For one day at least, issues matter

Who’s the frontrunner this week?

Who’s falling behind, and who do the insiders think has the best chance to rebound? And (what really seems to matter), who’s bringing in the most money?

Those are the usual themes in the depthless, poll-driven “horse race” coverage of our national elections, no more so than in the selection of the Democratic Party challenger to President Bush. Sunday saw the television analysis turn to “momentum,” the surge in donations to the John Kerry campaign following his showings in Iowa and New Hampshire. Tuesday’s headlines abounded with sports metaphors: “Seven-state vote could seal Kerry’s campaign lead”; “Edwards, Clark hope to stop Kerry sweep.” Pity poor Howard Dean, who made the mistake of

trying to be heard over boisterous supporters and was summarily dismissed as a loudmouth; there probably haven’t been five words written about his political views since then. (Cue to talking head: “Can the wounded Dean campaign recover? We’ll ask three experts...after these messages.”)

Where do they all stand on the issues? Don’t look to the major media outlets to find out; all they care about is who’s likely to win.
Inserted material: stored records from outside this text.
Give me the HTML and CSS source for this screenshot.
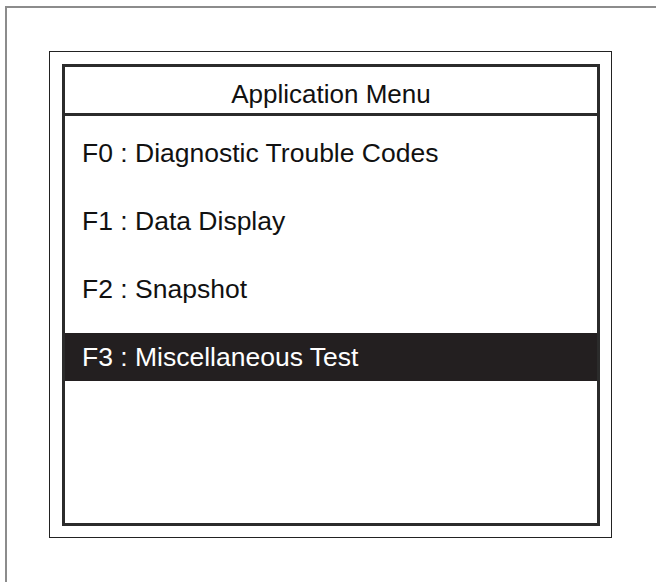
FILE: index.html
```html
<html lang="en">
<head>
  <meta charset="UTF-8">
  <meta name="viewport" content="width=device-width, initial-scale=1.0">
  <title>Application Menu</title>
  <link rel="stylesheet" href="styles.css">
</head>
<body>
  <div class="page">
    <div class="frame">
      <div class="screen">
        <div class="title">Application Menu</div>
        <ul class="menu">
          <li>F0 : Diagnostic Trouble Codes</li>
          <li>F1 : Data Display</li>
          <li>F2 : Snapshot</li>
          <li class="selected">F3 : Miscellaneous Test</li>
        </ul>
      </div>
    </div>
  </div>
</body>
</html>
```

FILE: styles.css
```css
body {
  margin: 0;
  background: white;
  font-family: "Liberation Sans", Arial, sans-serif;
  color: #111;
  overflow: hidden;
}
.page {
  margin: 6px 0 0 5px;
  border-top: 2px solid #8c8c8c;
  border-left: 2px solid #8c8c8c;
  height: 531px;
  padding: 43px 0 0 42px;
}
.frame {
  width: 563px;
  height: 487px;
  box-sizing: border-box;
  border: 1px solid #222;
  padding: 12px 11px 11px 12px;
}
.screen {
  width: 538px;
  height: 462px;
  box-sizing: border-box;
  border: 3px solid #2b2b2b;
}
.title {
  height: 49px;
  box-sizing: border-box;
  padding-top: 5px;
  line-height: 44px;
  font-size: 26px;
  text-align: center;
  border-bottom: 3px solid #2b2b2b;
}
.menu {
  list-style: none;
  margin: 0;
  padding: 13px 0 0 0;
}
.menu li {
  height: 48px;
  line-height: 48px;
  font-size: 26.5px;
  padding-left: 17px;
  margin-bottom: 20px;
}
.menu li.selected {
  background: #231f20;
  color: white;
}
```
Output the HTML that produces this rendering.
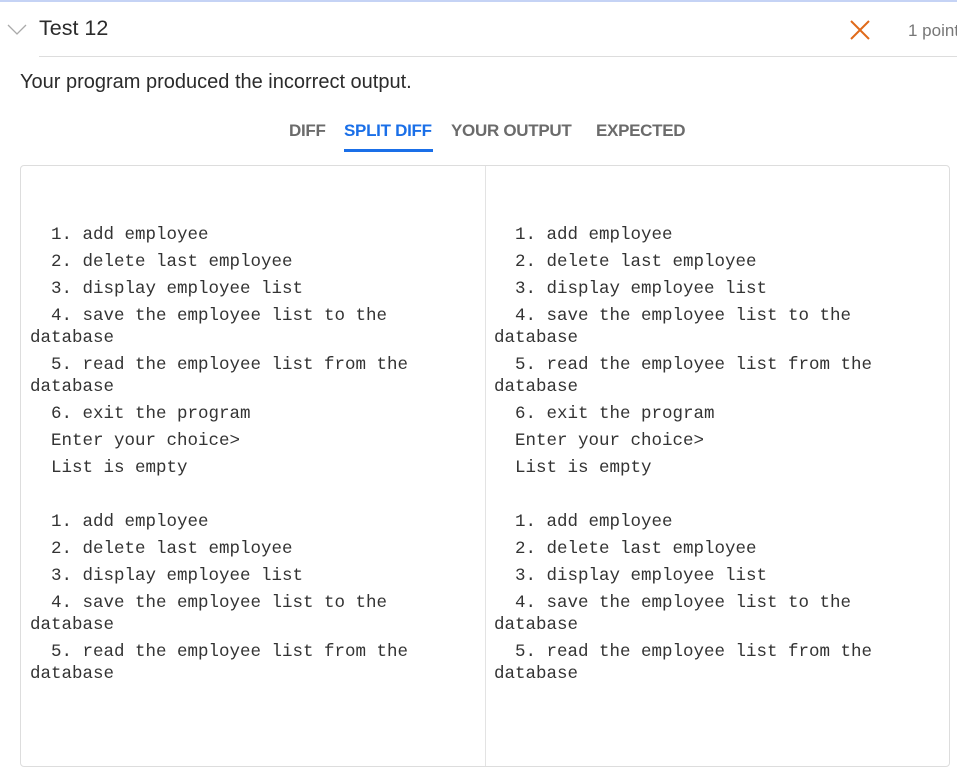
<!DOCTYPE html>
<html><head><meta charset="utf-8"><style>
body{margin:0;width:957px;height:687px;overflow:hidden;background:#fff;font-family:"Liberation Sans",sans-serif;position:relative}
.topbar{position:absolute;left:0;top:0;width:957px;height:2px;background:#c5d3f5}
.title{position:absolute;left:39px;top:16px;font-size:21.5px;color:#2b2b2b}
.hr{position:absolute;left:39px;top:56px;width:918px;height:1px;background:#ddd}
.msg{position:absolute;left:20px;top:71px;font-size:20px;color:#2b2b2b}
.tab{position:absolute;top:121px;font-size:17px;font-weight:bold;color:#6b6b6b;letter-spacing:-0.3px}
.panel{position:absolute;left:20px;top:165px;width:928px;height:600px;border:1px solid #ddd;border-radius:4px}
.div{position:absolute;left:485px;top:166px;width:1px;height:600px;background:#e3e3e3}
.col{position:absolute;top:224px;width:460px;font-family:"Liberation Mono",monospace;font-size:17.5px;color:#333}
.col div{line-height:22px;margin-bottom:5px;white-space:pre;min-height:22px}
</style></head><body>
<div class="topbar"></div>
<svg style="position:absolute;left:7px;top:24px" width="20" height="12"><path d="M1 1 L10 10 L19 1" fill="none" stroke="#aaa" stroke-width="1.3"/></svg>
<div class="title">Test 12</div>
<svg style="position:absolute;left:850px;top:20px" width="20" height="20"><path d="M1 1L19 19M19 1L1 19" stroke="#e06a1a" stroke-width="2"/></svg>
<div style="position:absolute;left:908px;top:21px;font-size:17px;color:#777;white-space:nowrap">1 point</div>
<div class="hr"></div>
<div class="msg">Your program produced the incorrect output.</div>
<div class="tab" style="left:289px">DIFF</div>
<div class="tab" style="left:344px;color:#1a6fe8">SPLIT DIFF</div>
<div style="position:absolute;left:344px;top:149px;width:89px;height:3px;background:#1a6fe8"></div>
<div class="tab" style="left:451px">YOUR OUTPUT</div>
<div class="tab" style="left:596px">EXPECTED</div>
<div class="panel"></div>
<div class="div"></div>
<div class="col" style="left:30px"><div>  1. add employee</div><div>  2. delete last employee</div><div>  3. display employee list</div><div>  4. save the employee list to the
database</div><div>  5. read the employee list from the
database</div><div>  6. exit the program</div><div>  Enter your choice></div><div>  List is empty</div><div> </div><div>  1. add employee</div><div>  2. delete last employee</div><div>  3. display employee list</div><div>  4. save the employee list to the
database</div><div>  5. read the employee list from the
database</div></div>
<div class="col" style="left:494px"><div>  1. add employee</div><div>  2. delete last employee</div><div>  3. display employee list</div><div>  4. save the employee list to the
database</div><div>  5. read the employee list from the
database</div><div>  6. exit the program</div><div>  Enter your choice></div><div>  List is empty</div><div> </div><div>  1. add employee</div><div>  2. delete last employee</div><div>  3. display employee list</div><div>  4. save the employee list to the
database</div><div>  5. read the employee list from the
database</div></div>
</body></html>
This is not a new phenomenon; volumes have been written on the dulling of our national political discourse in the mass media. As a writer for the Sacramento Bee commented some time back: “Television rarely covers the substance of politics, but lavishes attention on the gamesmanship involved. The seemingly countless talking-head programs on cable channels are obsessed with who’s up and who’s down, and why, among the political players, but rarely focus on legislation or other forms of political policy in real-world terms.” Even the print media are complicit when the focus is on campaigns rather than government. As the writer observed, such stories “present politics as a spectator sport, full of tactics, inside gossip and leaks of opposition research on opponents but lacking much sense about what incumbents have done or what challengers might do if elected.”

While we don’t purport to have a remedy for the vapidity of television news programs – beyond the “off” switch and a few good newspapers – thoughtful discourse still has its place, at least for a day. For the Democrats out there, Saturday brings the chance to participate in national politics at the local level as party caucuses are held at four island locations. (The island’s GOP faithful, who already have a most exemplary Republican selected, get their chance to caucus on March 9.)

Want to talk issues? Here’s your chance. While the party

differences will become manifest in time, democracy is first served in selecting just who will represent the party. The

caucus lets you get beyond the horse-race headlines and make your case for your candidate of choice.

As one party activist noted, there’s plenty of time for Democrats to vote with their heads come November. At a

caucus, it’s not about the way you think things will be, it’s about the way things should be. It’s about values; it’s about the heart.

So if you don’t already have your candidate of choice in the White House, democracy beckons this Saturday.